### TO DO
Skip the pictures. Set down, word for word, the lines from the start of the material up to and including the line with "left-0 top-0 h-full".
START DATA PROVIDED
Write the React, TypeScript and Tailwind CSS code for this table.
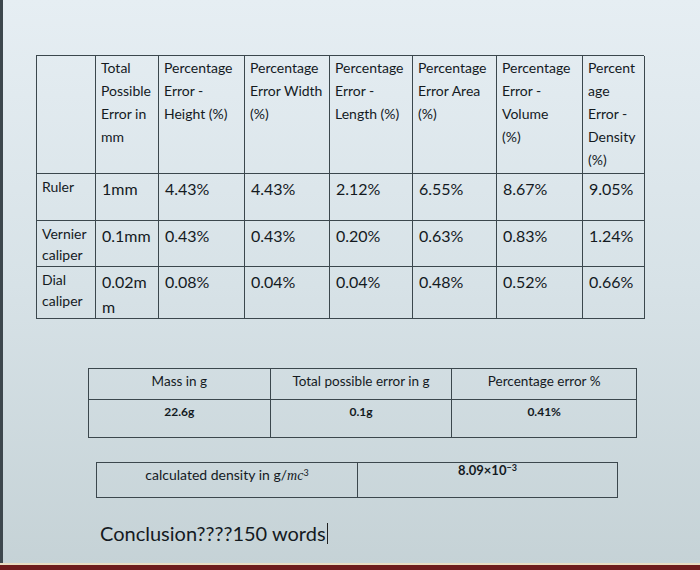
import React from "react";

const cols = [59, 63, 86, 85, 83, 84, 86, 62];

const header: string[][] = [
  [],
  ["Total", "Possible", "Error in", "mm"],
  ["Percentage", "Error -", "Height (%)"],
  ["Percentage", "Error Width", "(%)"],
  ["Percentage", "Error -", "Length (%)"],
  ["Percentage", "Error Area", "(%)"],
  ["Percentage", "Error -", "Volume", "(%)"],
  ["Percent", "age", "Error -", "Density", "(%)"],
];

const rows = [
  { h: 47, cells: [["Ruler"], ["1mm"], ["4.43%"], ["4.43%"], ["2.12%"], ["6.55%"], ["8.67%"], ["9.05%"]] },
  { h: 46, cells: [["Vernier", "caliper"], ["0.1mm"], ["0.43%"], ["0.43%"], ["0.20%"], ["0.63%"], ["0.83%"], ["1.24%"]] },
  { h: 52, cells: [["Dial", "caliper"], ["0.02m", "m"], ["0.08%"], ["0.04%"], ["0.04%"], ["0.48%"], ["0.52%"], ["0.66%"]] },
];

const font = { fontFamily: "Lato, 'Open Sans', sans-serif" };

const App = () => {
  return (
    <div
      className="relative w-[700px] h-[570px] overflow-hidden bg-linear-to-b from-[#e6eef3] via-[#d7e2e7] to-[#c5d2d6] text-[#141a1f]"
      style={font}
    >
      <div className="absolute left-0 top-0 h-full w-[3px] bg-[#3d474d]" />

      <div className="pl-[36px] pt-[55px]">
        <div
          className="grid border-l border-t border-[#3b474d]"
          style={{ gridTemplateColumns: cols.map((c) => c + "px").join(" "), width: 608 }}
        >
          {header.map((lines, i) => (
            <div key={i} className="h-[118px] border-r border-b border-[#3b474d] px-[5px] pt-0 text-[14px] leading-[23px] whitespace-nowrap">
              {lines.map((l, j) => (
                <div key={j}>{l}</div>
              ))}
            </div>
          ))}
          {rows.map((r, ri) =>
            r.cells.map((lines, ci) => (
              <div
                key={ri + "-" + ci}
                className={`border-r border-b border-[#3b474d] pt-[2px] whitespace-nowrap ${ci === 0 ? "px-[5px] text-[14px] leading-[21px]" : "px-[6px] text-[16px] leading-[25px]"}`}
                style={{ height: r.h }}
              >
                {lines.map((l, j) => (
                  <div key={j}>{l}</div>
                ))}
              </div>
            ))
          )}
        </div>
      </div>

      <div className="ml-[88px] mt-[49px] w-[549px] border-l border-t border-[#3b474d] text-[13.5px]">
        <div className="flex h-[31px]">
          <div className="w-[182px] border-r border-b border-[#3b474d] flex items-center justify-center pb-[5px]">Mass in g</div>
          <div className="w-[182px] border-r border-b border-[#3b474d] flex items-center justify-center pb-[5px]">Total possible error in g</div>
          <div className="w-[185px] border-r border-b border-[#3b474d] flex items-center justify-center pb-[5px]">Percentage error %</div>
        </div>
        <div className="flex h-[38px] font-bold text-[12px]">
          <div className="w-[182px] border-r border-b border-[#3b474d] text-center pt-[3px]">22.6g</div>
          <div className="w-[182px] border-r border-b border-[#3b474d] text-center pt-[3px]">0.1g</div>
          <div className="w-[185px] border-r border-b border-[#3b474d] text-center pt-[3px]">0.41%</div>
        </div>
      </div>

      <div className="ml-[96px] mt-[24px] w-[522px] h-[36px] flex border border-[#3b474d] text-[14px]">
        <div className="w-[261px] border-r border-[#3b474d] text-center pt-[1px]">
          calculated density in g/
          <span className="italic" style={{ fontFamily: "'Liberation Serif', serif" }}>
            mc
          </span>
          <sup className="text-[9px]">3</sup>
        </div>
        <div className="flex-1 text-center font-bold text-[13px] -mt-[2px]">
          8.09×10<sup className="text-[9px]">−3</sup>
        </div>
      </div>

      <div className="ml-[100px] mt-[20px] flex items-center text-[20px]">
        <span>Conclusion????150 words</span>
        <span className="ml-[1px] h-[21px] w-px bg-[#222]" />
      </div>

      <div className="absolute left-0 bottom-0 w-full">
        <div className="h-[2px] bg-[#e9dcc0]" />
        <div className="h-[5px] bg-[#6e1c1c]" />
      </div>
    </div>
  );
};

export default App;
END DATA PROVIDED
### OUTPUT FOR THIS TASK
Write the React, TypeScript and Tailwind CSS code for this table.
import React from "react";

const cols = [59, 63, 86, 85, 83, 84, 86, 62];

const header: string[][] = [
  [],
  ["Total", "Possible", "Error in", "mm"],
  ["Percentage", "Error -", "Height (%)"],
  ["Percentage", "Error Width", "(%)"],
  ["Percentage", "Error -", "Length (%)"],
  ["Percentage", "Error Area", "(%)"],
  ["Percentage", "Error -", "Volume", "(%)"],
  ["Percent", "age", "Error -", "Density", "(%)"],
];

const rows = [
  { h: 47, cells: [["Ruler"], ["1mm"], ["4.43%"], ["4.43%"], ["2.12%"], ["6.55%"], ["8.67%"], ["9.05%"]] },
  { h: 46, cells: [["Vernier", "caliper"], ["0.1mm"], ["0.43%"], ["0.43%"], ["0.20%"], ["0.63%"], ["0.83%"], ["1.24%"]] },
  { h: 52, cells: [["Dial", "caliper"], ["0.02m", "m"], ["0.08%"], ["0.04%"], ["0.04%"], ["0.48%"], ["0.52%"], ["0.66%"]] },
];

const font = { fontFamily: "Lato, 'Open Sans', sans-serif" };

const App = () => {
  return (
    <div
      className="relative w-[700px] h-[570px] overflow-hidden bg-linear-to-b from-[#e6eef3] via-[#d7e2e7] to-[#c5d2d6] text-[#141a1f]"
      style={font}
    >
      <div className="absolute left-0 top-0 h-full w-[3px] bg-[#3d474d]" />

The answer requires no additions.